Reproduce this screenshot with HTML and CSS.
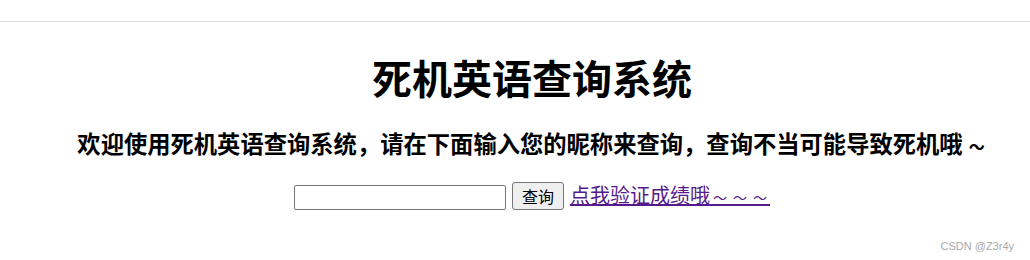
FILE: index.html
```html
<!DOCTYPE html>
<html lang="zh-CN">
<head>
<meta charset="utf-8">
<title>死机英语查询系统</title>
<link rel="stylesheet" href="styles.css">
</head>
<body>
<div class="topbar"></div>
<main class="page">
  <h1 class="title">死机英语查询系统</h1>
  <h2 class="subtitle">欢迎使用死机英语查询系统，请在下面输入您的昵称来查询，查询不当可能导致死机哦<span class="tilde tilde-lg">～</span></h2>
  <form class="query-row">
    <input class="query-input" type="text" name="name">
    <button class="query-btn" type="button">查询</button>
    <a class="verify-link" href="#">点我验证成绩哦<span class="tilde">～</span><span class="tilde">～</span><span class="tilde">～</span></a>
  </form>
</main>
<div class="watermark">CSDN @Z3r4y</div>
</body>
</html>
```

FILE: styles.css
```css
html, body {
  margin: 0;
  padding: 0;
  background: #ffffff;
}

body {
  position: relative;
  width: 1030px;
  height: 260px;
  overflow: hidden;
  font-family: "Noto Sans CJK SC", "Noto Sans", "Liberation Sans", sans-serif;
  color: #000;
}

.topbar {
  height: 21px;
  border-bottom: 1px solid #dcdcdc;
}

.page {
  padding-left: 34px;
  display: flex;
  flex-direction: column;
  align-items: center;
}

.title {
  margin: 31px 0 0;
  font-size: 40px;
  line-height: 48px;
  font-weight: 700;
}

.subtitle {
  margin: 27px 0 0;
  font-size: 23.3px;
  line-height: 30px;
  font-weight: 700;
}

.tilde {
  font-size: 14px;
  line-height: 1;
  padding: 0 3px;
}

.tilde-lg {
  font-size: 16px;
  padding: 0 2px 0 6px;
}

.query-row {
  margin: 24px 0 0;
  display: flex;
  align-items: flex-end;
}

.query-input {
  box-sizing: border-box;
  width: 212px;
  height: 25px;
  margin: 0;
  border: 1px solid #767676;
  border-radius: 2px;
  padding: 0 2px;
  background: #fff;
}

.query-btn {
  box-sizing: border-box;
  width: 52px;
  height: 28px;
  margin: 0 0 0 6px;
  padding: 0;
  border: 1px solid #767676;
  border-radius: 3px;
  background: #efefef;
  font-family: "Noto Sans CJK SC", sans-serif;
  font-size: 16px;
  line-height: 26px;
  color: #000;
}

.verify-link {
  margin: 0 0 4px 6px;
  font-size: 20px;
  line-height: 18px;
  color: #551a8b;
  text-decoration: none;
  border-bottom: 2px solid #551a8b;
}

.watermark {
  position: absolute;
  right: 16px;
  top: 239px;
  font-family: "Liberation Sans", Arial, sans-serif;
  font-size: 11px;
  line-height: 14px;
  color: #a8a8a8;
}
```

• **Work instructions**:
Print the complete listing exactly as it stands, without its pictures.

• **Solution to this exercise**:
Reproduce this screenshot with HTML and CSS.
FILE: index.html
```html
<!DOCTYPE html>
<html lang="zh-CN">
<head>
<meta charset="utf-8">
<title>死机英语查询系统</title>
<link rel="stylesheet" href="styles.css">
</head>
<body>
<div class="topbar"></div>
<main class="page">
  <h1 class="title">死机英语查询系统</h1>
  <h2 class="subtitle">欢迎使用死机英语查询系统，请在下面输入您的昵称来查询，查询不当可能导致死机哦<span class="tilde tilde-lg">～</span></h2>
  <form class="query-row">
    <input class="query-input" type="text" name="name">
    <button class="query-btn" type="button">查询</button>
    <a class="verify-link" href="#">点我验证成绩哦<span class="tilde">～</span><span class="tilde">～</span><span class="tilde">～</span></a>
  </form>
</main>
<div class="watermark">CSDN @Z3r4y</div>
</body>
</html>
```

FILE: styles.css
```css
html, body {
  margin: 0;
  padding: 0;
  background: #ffffff;
}

body {
  position: relative;
  width: 1030px;
  height: 260px;
  overflow: hidden;
  font-family: "Noto Sans CJK SC", "Noto Sans", "Liberation Sans", sans-serif;
  color: #000;
}

.topbar {
  height: 21px;
  border-bottom: 1px solid #dcdcdc;
}

.page {
  padding-left: 34px;
  display: flex;
  flex-direction: column;
  align-items: center;
}

.title {
  margin: 31px 0 0;
  font-size: 40px;
  line-height: 48px;
  font-weight: 700;
}

.subtitle {
  margin: 27px 0 0;
  font-size: 23.3px;
  line-height: 30px;
  font-weight: 700;
}

.tilde {
  font-size: 14px;
  line-height: 1;
  padding: 0 3px;
}

.tilde-lg {
  font-size: 16px;
  padding: 0 2px 0 6px;
}

.query-row {
  margin: 24px 0 0;
  display: flex;
  align-items: flex-end;
}

.query-input {
  box-sizing: border-box;
  width: 212px;
  height: 25px;
  margin: 0;
  border: 1px solid #767676;
  border-radius: 2px;
  padding: 0 2px;
  background: #fff;
}

.query-btn {
  box-sizing: border-box;
  width: 52px;
  height: 28px;
  margin: 0 0 0 6px;
  padding: 0;
  border: 1px solid #767676;
  border-radius: 3px;
  background: #efefef;
  font-family: "Noto Sans CJK SC", sans-serif;
  font-size: 16px;
  line-height: 26px;
  color: #000;
}

.verify-link {
  margin: 0 0 4px 6px;
  font-size: 20px;
  line-height: 18px;
  color: #551a8b;
  text-decoration: none;
  border-bottom: 2px solid #551a8b;
}

.watermark {
  position: absolute;
  right: 16px;
  top: 239px;
  font-family: "Liberation Sans", Arial, sans-serif;
  font-size: 11px;
  line-height: 14px;
  color: #a8a8a8;
}
```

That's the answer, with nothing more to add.